The English audio-guide took about an hour and focused mostly on who the witches were and why they were singled out. Their stories were well-told: You could draw your own conclusions about their magic powers and were sympathetic to these 20 men and 1 woman who were burned at the stake in the late 1600s for being different. Many were the victims of one rich woman, the sheriff's wife, who accused someone of witchcraft every time she got sick. In another case, the priest was awarded "compensation" for any acts of witchcraft in his parish--meaning he got to confiscate all the witch's property. Quite an incentive to accuse a neighbor of working black magic. I bought the book Angurgapi: The Witch-hunts in Iceland by Magnús Rafnsson to learn more.
Then there's the magic itself, with lots of spells written in runes. I bought a booklet of Love Spells. Here's one:

It says you are supposed to carve this design on a piece of bread and cheese and give it to your beloved to eat. A sure way to his or her heart.
Other spells will make your sheep docile or give them twin lambs, protect them from being drowned in floods or keep foxes away, make fish jump onto your hooks, keep a scythe sharp, and strengthen your rowing or wrestling or grass-mowing skill.
Still other spells will prevent theft, kill an enemy's horse, or just break its leg. To keep visitors away, according to another booklet published by the museum, carve this rune stave

on a piece of rowan wood when the sun is at its zenith. Walk three times around the house the way the sun turns and three times widdershins (the opposite way) holding the carved rowan stick in one hand and "sharp thorn grass" in the other. Then lay both of them on the gable above your house door.
The rune stave at the head of this blog post, the Helm of Awe or Ægishjálmur, used as the museum's logo, induces fear and protects you against abuses of power--if you carve it in lead and press it on your forehead.
The grisliest (and most popular) magic item on view at the museum was the pair of corpse-skin trousers or "necropants" that promise to make you rich. You can see a video about them here on their website [click here].
Here's how to make them, according to the website--be sure to get permission first!
If you want to make your own necropants (literally, nábrók), you have to get permission from a living man to use his skin after his death. After he has been buried, you must dig up his body and flay the skin of the corpse in one piece from the waist down. As soon as you step into the pants, they will stick to your own skin. A coin must be stolen from a poor widow and placed in the scrotum along with this magical sign

written on a piece of paper.
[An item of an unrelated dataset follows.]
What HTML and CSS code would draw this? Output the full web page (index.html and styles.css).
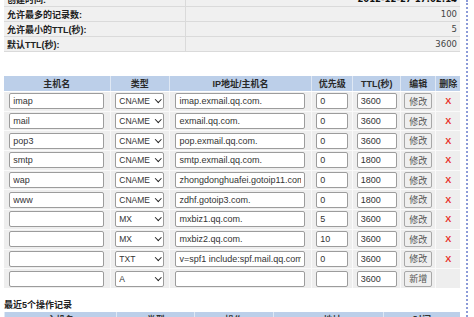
FILE: index.html
```html
<!DOCTYPE html>
<html lang="zh-CN">
<head>
    <meta charset="UTF-8">
    <title>域名解析</title>
    <link rel="stylesheet" href="styles.css">
</head>
<body>
    <div class="page">
        <table class="info">
            <tr><td class="label">创建时间:</td><td class="value date">2012-12-27 17:02:14</td></tr>
            <tr><td class="label">允许最多的记录数:</td><td class="value">100</td></tr>
            <tr><td class="label">允许最小的TTL(秒):</td><td class="value">5</td></tr>
            <tr><td class="label">默认TTL(秒):</td><td class="value">3600</td></tr>
        </table>

        <table class="records">
            <colgroup>
                <col style="width:106px"><col style="width:59px"><col style="width:142px"><col style="width:41px"><col style="width:48px"><col style="width:35px"><col style="width:24px">
            </colgroup>
            <tr>
                <th>主机名</th><th>类型</th><th>IP地址/主机名</th><th>优先级</th><th>TTL(秒)</th><th>编辑</th><th>删除</th>
            </tr>
            <tr>
                <td><input class="host" value="imap"></td>
                <td><span class="pick"><select><option>CNAME</option></select></span></td>
                <td><input class="ip" value="imap.exmail.qq.com."></td>
                <td><input class="pri" value="0"></td>
                <td><input class="ttl" value="3600"></td>
                <td><button>修改</button></td>
                <td><span class="del">X</span></td>
            </tr>
            <tr>
                <td><input class="host" value="mail"></td>
                <td><span class="pick"><select><option>CNAME</option></select></span></td>
                <td><input class="ip" value="exmail.qq.com."></td>
                <td><input class="pri" value="0"></td>
                <td><input class="ttl" value="3600"></td>
                <td><button>修改</button></td>
                <td><span class="del">X</span></td>
            </tr>
            <tr>
                <td><input class="host" value="pop3"></td>
                <td><span class="pick"><select><option>CNAME</option></select></span></td>
                <td><input class="ip" value="pop.exmail.qq.com."></td>
                <td><input class="pri" value="0"></td>
                <td><input class="ttl" value="3600"></td>
                <td><button>修改</button></td>
                <td><span class="del">X</span></td>
            </tr>
            <tr>
                <td><input class="host" value="smtp"></td>
                <td><span class="pick"><select><option>CNAME</option></select></span></td>
                <td><input class="ip" value="smtp.exmail.qq.com."></td>
                <td><input class="pri" value="0"></td>
                <td><input class="ttl" value="1800"></td>
                <td><button>修改</button></td>
                <td><span class="del">X</span></td>
            </tr>
            <tr>
                <td><input class="host" value="wap"></td>
                <td><span class="pick"><select><option>CNAME</option></select></span></td>
                <td><input class="ip" value="zhongdonghuafei.gotoip11.com."></td>
                <td><input class="pri" value="0"></td>
                <td><input class="ttl" value="1800"></td>
                <td><button>修改</button></td>
                <td><span class="del">X</span></td>
            </tr>
            <tr>
                <td><input class="host" value="www"></td>
                <td><span class="pick"><select><option>CNAME</option></select></span></td>
                <td><input class="ip" value="zdhf.gotoip3.com."></td>
                <td><input class="pri" value="0"></td>
                <td><input class="ttl" value="1800"></td>
                <td><button>修改</button></td>
                <td><span class="del">X</span></td>
            </tr>
            <tr>
                <td><input class="host" value=""></td>
                <td><span class="pick"><select><option>MX</option></select></span></td>
                <td><input class="ip" value="mxbiz1.qq.com."></td>
                <td><input class="pri" value="5"></td>
                <td><input class="ttl" value="3600"></td>
                <td><button>修改</button></td>
                <td><span class="del">X</span></td>
            </tr>
            <tr>
                <td><input class="host" value=""></td>
                <td><span class="pick"><select><option>MX</option></select></span></td>
                <td><input class="ip" value="mxbiz2.qq.com."></td>
                <td><input class="pri" value="10"></td>
                <td><input class="ttl" value="3600"></td>
                <td><button>修改</button></td>
                <td><span class="del">X</span></td>
            </tr>
            <tr>
                <td><input class="host" value=""></td>
                <td><span class="pick"><select><option>TXT</option></select></span></td>
                <td><input class="ip" value="v=spf1 include:spf.mail.qq.com ~all"></td>
                <td><input class="pri" value="0"></td>
                <td><input class="ttl" value="3600"></td>
                <td><button>修改</button></td>
                <td><span class="del">X</span></td>
            </tr>
            <tr>
                <td><input class="host" value=""></td>
                <td><span class="pick"><select><option>A</option></select></span></td>
                <td><input class="ip" value=""></td>
                <td><input class="pri" value=""></td>
                <td><input class="ttl" value="3600"></td>
                <td><button>新增</button></td>
                <td></td>
            </tr>
        </table>

        <h3 class="section-title">最近5个操作记录</h3>
        <table class="log">
            <tr><th>主机名</th><th>类型</th><th>操作</th><th>IP地址</th><th>时间</th></tr>
        </table>
    </div>
</body>
</html>
```

FILE: styles.css
```css
* {
    box-sizing: border-box;
}

body {
    margin: 0;
    background: white;
    font-family: "Liberation Sans", "Noto Sans CJK SC", sans-serif;
    font-size: 9px;
    color: #222;
    overflow: hidden;
}

.page {
    width: 468px;
    height: 317px;
    padding-left: 4px;
    border-right: 2px dotted #8c9bd8;
    overflow: hidden;
}

/* domain info */
.info {
    width: 456px;
    margin-top: -9px;
    border-collapse: collapse;
    background: #f0f0f0;
}

.info td {
    height: 15px;
    padding: 0 3px;
    border: 1px solid #dadada;
    border-left: none;
    border-right: none;
}

.info .label {
    width: 181px;
    font-weight: bold;
    border-right: 1px solid #dadada;
}

.info .value {
    text-align: right;
    font-family: "DejaVu Sans", sans-serif;
    font-size: 8.5px;
    color: #444;
}

.info .date {
    font-weight: bold;
    color: #111;
}

/* dns records */
.records {
    width: 456px;
    margin-top: 24px;
    table-layout: fixed;
    border-collapse: collapse;
}

.records th {
    height: 13px;
    background: #bccfe9;
    font-weight: bold;
    color: #2a2a2a;
    border-left: 1px solid #dfe8f4;
    border-bottom: 1px solid #fff;
}

.records th:first-child {
    border-left: none;
}

.records td {
    height: 19.7px;
    padding: 0;
    text-align: center;
    background: #eeeeee;
    border-top: 1px solid #fafafa;
    border-left: 1px solid #fafafa;
}

.records td:first-child {
    border-left: none;
}

input, select, button {
    font-family: "Liberation Sans", "Noto Sans CJK SC", sans-serif;
    font-size: 9px;
    height: 16px;
    vertical-align: middle;
    margin: 0;
}

input {
    padding: 0 3px;
    border: 1px solid #9c9c9c;
    border-radius: 2px;
    background: white;
    color: #333;
}

.host { width: 95px; }
.ip { width: 130px; }
.pri { width: 32px; }
.ttl { width: 40px; }

.pick {
    position: relative;
    display: inline-block;
    vertical-align: middle;
}

/* chevron drawn over the select */
.pick::after {
    content: "";
    position: absolute;
    right: 4px;
    top: 4px;
    width: 3.5px;
    height: 3.5px;
    border-right: 1.6px solid #222;
    border-bottom: 1.6px solid #222;
    transform: rotate(45deg);
    pointer-events: none;
}

select {
    appearance: none;
    -webkit-appearance: none;
    display: block;
    width: 49px;
    padding: 0 3px;
    border: 1px solid #9c9c9c;
    border-radius: 2px;
    background: white;
    color: #333;
    font-size: 8.5px;
}

button {
    width: 28px;
    padding: 0;
    border: 1px solid #a8a8a8;
    border-radius: 2px;
    background: #efefef;
    color: #555;
}

.del {
    color: #e8322a;
    font-weight: bold;
    font-size: 9px;
}

.section-title {
    margin: 12px 0 2px;
    line-height: 10px;
    font-size: 9px;
    font-weight: bold;
    color: #222;
}

.log {
    width: 456px;
    border-collapse: collapse;
}

.log th {
    height: 14px;
    background: #bccfe9;
    font-weight: bold;
    color: #333;
    border-left: 1px solid #dfe8f4;
}
```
Consequently the coin will draw money into the scrotum so it will never be empty, as long as the original coin is not removed.
If you want to go to heaven after you die, however, you have to be sure to pass your necropants on to someone else while you're alive (and still rather flexible): That person has to step into each leg of the skin as soon as you step out of it. The necropants can thus keep a family in riches for generations.
Note that, despite what you might have read elsewhere on the internet (such as at the International Business Times, here), the necropants in the museum are plastic fakes, not "dead human skin on display," as that headline claims. The article itself is clear: "just a replica, according to The Huffington Post." (The headline at HuffPo also screams: "Necropants, Made from Dead Man's Skin…" Told you this was the most popular exhibit.)
The Sorceror's Cottage was a good second act. "Let there be mist and mischief," said a witch from these parts in the most famous of the medieval Icelandic sagas, Njal's Saga. We drove about an hour farther to see the cottage, through mist, on rocky, bumpy, scary roads, and encountered more than enough mischief in the form of a strange knocking sound from beneath our car that sounded like we were dragging a body--but when we stopped to look nothing was there. Might have been a stone in the wheel-well. We hoped so, at least.
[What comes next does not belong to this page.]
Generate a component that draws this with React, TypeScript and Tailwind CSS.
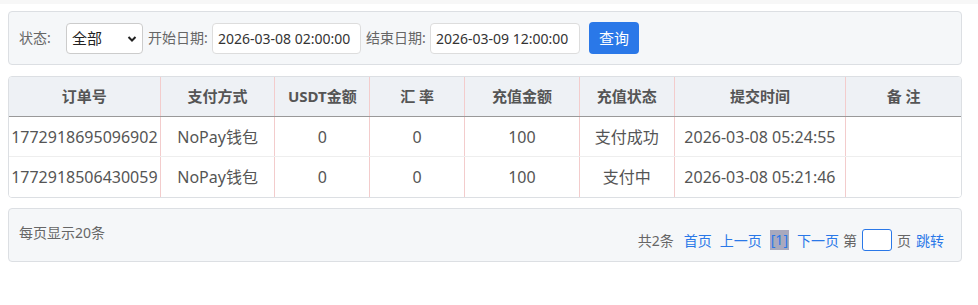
import React from 'react'

const cols = [
  { title: '订单号', w: 'w-[152px]' },
  { title: '支付方式', w: 'w-[115px]' },
  { title: 'USDT金额', w: 'w-[95px]' },
  { title: '汇 率', w: 'w-[95px]' },
  { title: '充值金额', w: 'w-[115px]' },
  { title: '充值状态', w: 'w-[95px]' },
  { title: '提交时间', w: 'w-[172px]' },
  { title: '备 注', w: 'w-[115px]' },
]

const rows = [
  ['1772918695096902', 'NoPay钱包', '0', '0', '100', '支付成功', '2026-03-08 05:24:55', ''],
  ['1772918506430059', 'NoPay钱包', '0', '0', '100', '支付中', '2026-03-08 05:21:46', ''],
]

const font = { fontFamily: '"Noto Sans", "Noto Sans CJK SC", sans-serif' }

export default function App() {
  return (
    <div className="w-[978px] h-[305px] bg-white text-[#555]" style={font}>
      <div className="h-[4px] bg-[#f7f7f7]" />

      {/* search bar */}
      <div className="ml-2 mt-[7px] w-[954px] h-[54px] rounded border border-[#dcdfe3] bg-[#f5f7f9] flex items-center pl-[10px]">
        <span className="text-[14px] text-[#666] leading-none w-[47px]">状态:</span>
        <div className="relative w-[77px] h-[31px] rounded border border-[#ccc] bg-white flex items-center pl-[5px]">
          <span className="text-[15px] text-[#222] leading-none">全部</span>
          <svg className="absolute right-[5px] top-[11px]" width="10" height="8" viewBox="0 0 10 8">
            <path d="M1.5 2 L5 5.5 L8.5 2" fill="none" stroke="#222" strokeWidth="2" />
          </svg>
        </div>
        <span className="ml-[5px] text-[14px] text-[#666] leading-none w-[64px]">开始日期:</span>
        <div className="w-[149px] h-[31px] rounded border border-[#ddd] bg-white flex items-center pl-[5px] text-[14px] text-[#333]">
          2026-03-08 02:00:00
        </div>
        <span className="ml-[5px] text-[14px] text-[#666] leading-none w-[64px]">结束日期:</span>
        <div className="w-[150px] h-[31px] rounded border border-[#ddd] bg-white flex items-center pl-[5px] text-[14px] text-[#333]">
          2026-03-09 12:00:00
        </div>
        <button className="ml-[9px] w-[50px] h-[32px] rounded bg-[#2a78e8] text-white text-[15px] leading-none">
          查询
        </button>
      </div>

      {/* table */}
      <div className="ml-2 mt-[11px] w-[954px] rounded border border-[#dcdfe3] overflow-hidden">
        <div className="flex h-[40px] bg-[#eef1f5] border-b border-[#999]">
          {cols.map((c, i) => (
            <div
              key={c.title}
              className={`${c.w} flex items-center justify-center text-[15px] font-bold text-[#555] ${i < cols.length - 1 ? 'border-r border-[#f3cccc]' : ''}`}
            >
              {c.title}
            </div>
          ))}
        </div>
        {rows.map((r, ri) => (
          <div key={ri} className={`flex h-[40px] bg-white ${ri === 0 ? 'border-b border-[#eee]' : ''}`}>
            {r.map((v, i) => (
              <div
                key={i}
                className={`${cols[i].w} flex items-center justify-center text-[16px] text-[#555] whitespace-nowrap ${i < r.length - 1 ? 'border-r border-[#f3cccc]' : ''}`}
              >
                {v}
              </div>
            ))}
          </div>
        ))}
      </div>

      {/* pager */}
      <div className="ml-2 mt-[10px] w-[954px] h-[54px] rounded border border-[#dcdfe3] bg-[#f5f7f9] flex items-center justify-between pl-[10px] pr-[17px] text-[14px]">
        <span className="text-[#666] -mt-[6px]">每页显示20条</span>
        <div className="flex items-center mt-[10px]">
          <span className="text-[#666]">共2条</span>
          <span className="ml-[10px] text-[#2a78e8]">首页</span>
          <span className="ml-[8px] text-[#2a78e8]">上一页</span>
          <span className="ml-[8px] px-[1px] bg-[#a9a9bd] text-[#2a78e8] leading-[20px]">[1]</span>
          <span className="ml-[8px] text-[#2a78e8]">下一页</span>
          <span className="ml-[4px] text-[#666]">第</span>
          <span className="ml-[5px] w-[30px] h-[22px] rounded-[3px] border border-[#2a78e8] bg-white" />
          <span className="ml-[5px] text-[#666]">页</span>
          <span className="ml-[5px] text-[#2a78e8]">跳转</span>
        </div>
      </div>
    </div>
  )
}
When there are more than two tourists, the curator puts on her witch's robe and acts the part. With us she simply shared the story of the three trolls who tried to separate the Westfjords from the rest of Iceland so they could escape the awful ringing of the church bells. She gave us directions to the rock stacks the trolls turned into when the sun rose and caught them at their work.
We went to find them and had a picnic beside one troll, a tall, black slab of columnar basalt laid up sideways like a stack of firewood, the size of a house but only about 6 feet thick. It stood on a grassy lawn between the swimming pool and some guest cottages at the hamlet of Drangsnes. On the way there we had passed the other two trolls, standing at the tip of a rocky headland with their feet in the sea.
Join me again next Wednesday at nancymariebrown.com for another adventure in Iceland or the medieval world.
Published on October 30, 2013 06:43
October 23, 2013
A 10th-century Monk in the Caliph's Court

The story of John of Gorze shows just how tolerant it could be.
The story begins with an embassy sent north by the Caliph Abd al-Rahmann III. The Holy Roman Emperor was pleased with the caliph's exotic gifts, but the caliph's letter confounded Otto the Great. Like his peers, the Holy Roman Emperor found Islam incomprehensible. Muslims worshipped the One God. They revered the patriarchs, the Virgin Mary—even Jesus, though they denied he was the Son of God. They “read the Hebrew prophets (or rather, those of the Christians),” noted the 11th-century chronicler Ralph the Bald, “claiming that what they foretold concerning Jesus Christ, Lord of all, is now fulfilled in the person of Muhammad, one of their people.” What could it be, the emperor and his rather narrow-minded counselors asked, but a Christian heresy?
Complicating the emperor’s response even further was the fact that Abd al-Rahman’s ambassador had died. Otto needed a messenger who was tough and expendable. John of Gorze volunteered.
The Life of John, Abbot of Gorze was written between 974 and 984 by a monk to whom he had told his stories. John’s toughness is amply illustrated, as is his narrow-mindedness. John's rich father, nearing ninety, married a young noblewoman; he begat three sons before he died. John was raised to be his father's heir and, as an adolescent, found himself in charge of vast estates.
He managed them well until one day, visiting a nunnery from which he rented a manor, he saw a beautiful girl. Her rosy skin was revealed by the fine garment she wore, but just at her bosom was an ugly tangle of something. Curious (and used to getting his own way), John slipped his hand down her dress. Touching that awful roughness, he began trembling with horror. It was a hair shirt. The girl, blushing, said, “Do you not know that we do not live for this world?”
From then on, John wanted to be a monk, the more ascetic the better. Finding a sufficiently rigorous monastery at Gorze, he donated all his wealth—beggaring his two brothers, who had to become monks as well. He outdid the other monks in depriving himself of food, clothing, baths, soft beds, or comfort of any sort. Finding he enjoyed the study of logic, he vowed to read nothing thenceforth but scripture.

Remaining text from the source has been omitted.